The landscape of the media and entertainment has been changing.  Spurred by new technologies, and a nascent independent film movement, more content of more types is being created by more people for more platforms.   In addition to 100 years of legacy content, distribution models are more complex, diverse and decentralized than ever.

You can probably see where this is going.  There are vastly more parties throughout the world creating and distributing entertainment content–movies, videos, television series, podcasts, games, radio shows, events,  and more that haven’t come to be yet.

Long-tail distribution enables venues for legacy or narrowly-focused content: and business models that can offer them, if efficiently organized.   Globally-distributed content proliferates different versions offering different languages, edits, and formats.

EIDR is the key to making all of this possible.  And manageble.

The entertainment industries have undergone (and continues to experience) a vastly more complex media environment compared to as recently as fifteen or twenty years ago.   Gone are the days when a production had to deal with two distributors–one domestic and one for the rest of the world.  There are hundreds of OTT channels in the world, each licensing content from potentially dozens of providers.

Distribution can be to theaters, to streaming services, for purchase or download, direct sale or intermediated.  As options proliferate, so do opportunities.

That’s a lot to keep track of, and it is the reason that EIDR was created.  There is an absolute need in the marketplace for companies in the entertainment supply chain to be able to exchange information about content precisely and efficiently.

EIDR Identification is the vehicle by which this can be done.   An EIDR ID can be used to absolutely identify not just a work of entertainment, but its version, language, and edit.

Our mission

The media landscape was, for a long time, dominated by large, concentrated, capital-intensive and unionized companies that could afford to leave a lot of money on the table.

It’s different now.   Some people are shooting movies on their iPhone.  A podcaster might create a nation-wide show in their living room using mostly free software.  Digital cinema has reduced the cost of making video content, and allowed more voices to flourish.

This day was a long time in coming.  And it promises that more creative voices will be able to bring their works to the marketplace.   And EIDR identification is the essential piece of infrastructure that will allow that to happen.

It is our core mission to be the means by which EIDR identification–and the benefits it enables–be available to everyone:  the indies, the little guys, and the millions of visionaries that bring creative products to the world.


Our history

Curt Mayers, the founder of The Title Registrar, has worked on back-end operations for the movie and record industries–as well as more boring sectors like banking and health care–for his entire career.

He provided some early technical support for EIDR, and came to appreciate it’s ability to transform the media industries, and their models of production, cooperation, and distribution.  Since most distribution of media is digital, EIDR represented a well thought-out means of automating the back end and supply chain of entertainment products.

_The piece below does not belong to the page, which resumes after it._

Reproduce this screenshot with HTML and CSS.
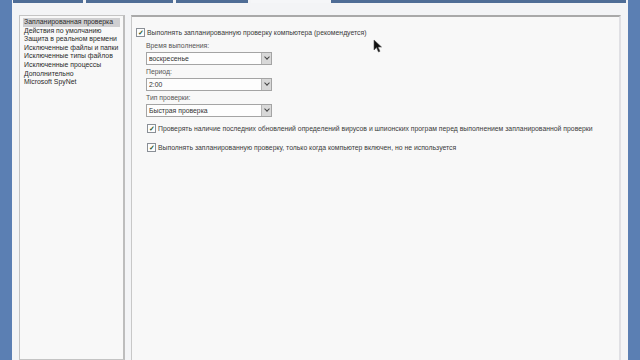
FILE: index.html
```html
<!DOCTYPE html>
<html lang="ru">
<head>
  <meta charset="UTF-8">
  <title>Параметры</title>
  <link rel="stylesheet" href="styles.css">
</head>
<body>
  <div class="frame">
    <div class="edge"></div>
    <div class="main">
      <div class="tabs">
        <span class="tab t1"></span>
        <span class="tab t2"></span>
        <span class="tab t3"></span>
        <span class="tab active"></span>
        <span class="tab rest"></span>
      </div>
      <div class="panes">
        <ul class="nav">
          <li class="selected">Запланированная проверка</li>
          <li>Действия по умолчанию</li>
          <li>Защита в реальном времени</li>
          <li>Исключенные файлы и папки</li>
          <li>Исключенные типы файлов</li>
          <li>Исключенные процессы</li>
          <li>Дополнительно</li>
          <li>Microsoft SpyNet</li>
        </ul>
        <div class="content">
          <label class="check top"><span class="box">✓</span>Выполнять запланированную проверку компьютера (рекомендуется)</label>
          <div class="group">
            <div class="field-label">Время выполнения:</div>
            <div class="select"><span>воскресенье</span><i class="arrow"></i></div>
            <div class="field-label">Период:</div>
            <div class="select"><span>2:00</span><i class="arrow"></i></div>
            <div class="field-label">Тип проверки:</div>
            <div class="select"><span>Быстрая проверка</span><i class="arrow"></i></div>
            <label class="check first"><span class="box">✓</span>Проверять наличие последних обновлений определений вирусов и шпионских програм перед выполнением запланированной проверки</label>
            <label class="check second"><span class="box">✓</span>Выполнять запланированную проверку, только когда компьютер включен, но не используется</label>
          </div>
          <svg class="cursor" width="10" height="14" viewBox="0 0 10 14"><path d="M1 1 L1 11 L3.5 8.5 L5.5 13 L7 12.3 L5 8 L8.5 8 Z" fill="#111" stroke="#555" stroke-width="0.6"/></svg>
        </div>
      </div>
    </div>
    <div class="edge"></div>
  </div>
</body>
</html>
```

FILE: styles.css
```css
body {
  margin: 0;
  background: #f4f5f7;
  font-family: 'Liberation Sans', Arial, sans-serif;
  color: #3a3a3a;
}
.frame {
  display: flex;
  width: 640px;
  height: 360px;
  overflow: hidden;
}
.edge {
  width: 12px;
  background: #5b7fb3;
}
.main {
  flex: 1;
  display: flex;
  flex-direction: column;
  background: #f3f4f6;
}
.tabs {
  display: flex;
  height: 3px;
  gap: 3px;
  padding-left: 1px;
}
.tab {
  background: #4f6d96;
}
.t1 { width: 70px; }
.t2 { width: 87px; }
.t3 { width: 72px; }
.tab.active {
  width: 80px;
  background: #f5f6f8;
}
.tab.rest {
  flex: 1;
  margin-left: -3px;
  margin-right: 2px;
}
.panes {
  flex: 1;
  display: flex;
  gap: 6px;
  padding: 12px 7px 0 7px;
}
.nav {
  list-style: none;
  margin: 0;
  padding: 2px 3px;
  width: 97px;
  background: #f8f8f8;
  border: 1px solid #c4c4c4;
  border-right: 2px solid #bdbdbd;
  font-size: 6.9px;
  line-height: 8.6px;
  color: #2a2a2a;
}
.nav li {
  white-space: nowrap;
  padding-left: 1px;
}
.nav li.selected {
  background: #cfcfd1;
}
.content {
  position: relative;
  flex: 1;
  background: #f8f8f8;
  border-top: 2px solid #a9a9a9;
  border-left: 1px solid #c8c8c8;
  border-right: 2px solid #e0e0e4;
  padding: 11px 7px 0 4px;
  font-size: 6.85px;
}
.check {
  display: flex;
  align-items: center;
  gap: 2px;
  height: 9px;
  line-height: 9px;
  white-space: nowrap;
  color: #3a3a3a;
}
.box {
  width: 7px;
  height: 7px;
  border: 1px solid #8a8f96;
  background: #fdfdfd;
  color: #2d5b2d;
  font-size: 7px;
  line-height: 7px;
  text-align: center;
  font-weight: bold;
}
.group {
  padding-left: 10px;
}
.field-label {
  margin-top: 3px;
  height: 8px;
  line-height: 8px;
  color: #555;
}
.group .field-label:first-child {
  margin-top: 5px;
}
.select {
  display: flex;
  align-items: center;
  justify-content: space-between;
  width: 122px;
  height: 11px;
  margin-top: 2px;
  border: 1px solid #a4a4a4;
  background: #fdfdfd;
  padding-left: 2px;
  color: #333;
}
.arrow {
  width: 9px;
  height: 11px;
  background: #d8d8d8;
  border-left: 1px solid #b5b5b5;
  position: relative;
}
.arrow::after {
  content: '';
  position: absolute;
  left: 2.5px;
  top: 2px;
  width: 3px;
  height: 3px;
  border-right: 1.5px solid #444;
  border-bottom: 1.5px solid #444;
  transform: rotate(45deg);
}
.check.first {
  margin-top: 7px;
  margin-left: 1px;
}
.check.second {
  margin-top: 10px;
  margin-left: 1px;
}
.cursor {
  position: absolute;
  left: 241px;
  top: 22px;
}
```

Because of EIDR’s membership-based structure, and its API-based service stack, there was no practical way for the many producers, distributors and outlets to participate fully in the EIDR infrastructure.    The Title Registrar was created to overcome that, and to provide access to EIDR benefits for the small- and medium-sized enterprises that are now driving the M&E  landscape.

Our first version of the Title Manager was released in 2017, and has undergone continuous improvement since then, to make it faster, simpler to use, and more accessible.  Since then, we have added bulk services (matching existing catalogs to the EIDR registry, and registering those titles not already in the EIDR registry), and an API resolution service to aid integration automation.


Our Plans

Our vision at our founding was to make EIDR identification universal.   Once it is, the media landscape is transformed.

We will be working with studios, distributors, software vendors, trade associations and intermediaries to help spread the word, and set the

groundwork for making the entertainment industry more efficient, more innovative and more diverse.

We understand that what we do is unglamourous and not particularly exciting.  We like to analogize it to making concrete:  it is uninspiring, but fundamental to creating the modern world–highways, buildings, bridges, canals.  Similarly, EIDR is a critical piece of infrastructure:  it will set the stage for waves of innovation and globalization that will, ultimately, change everything.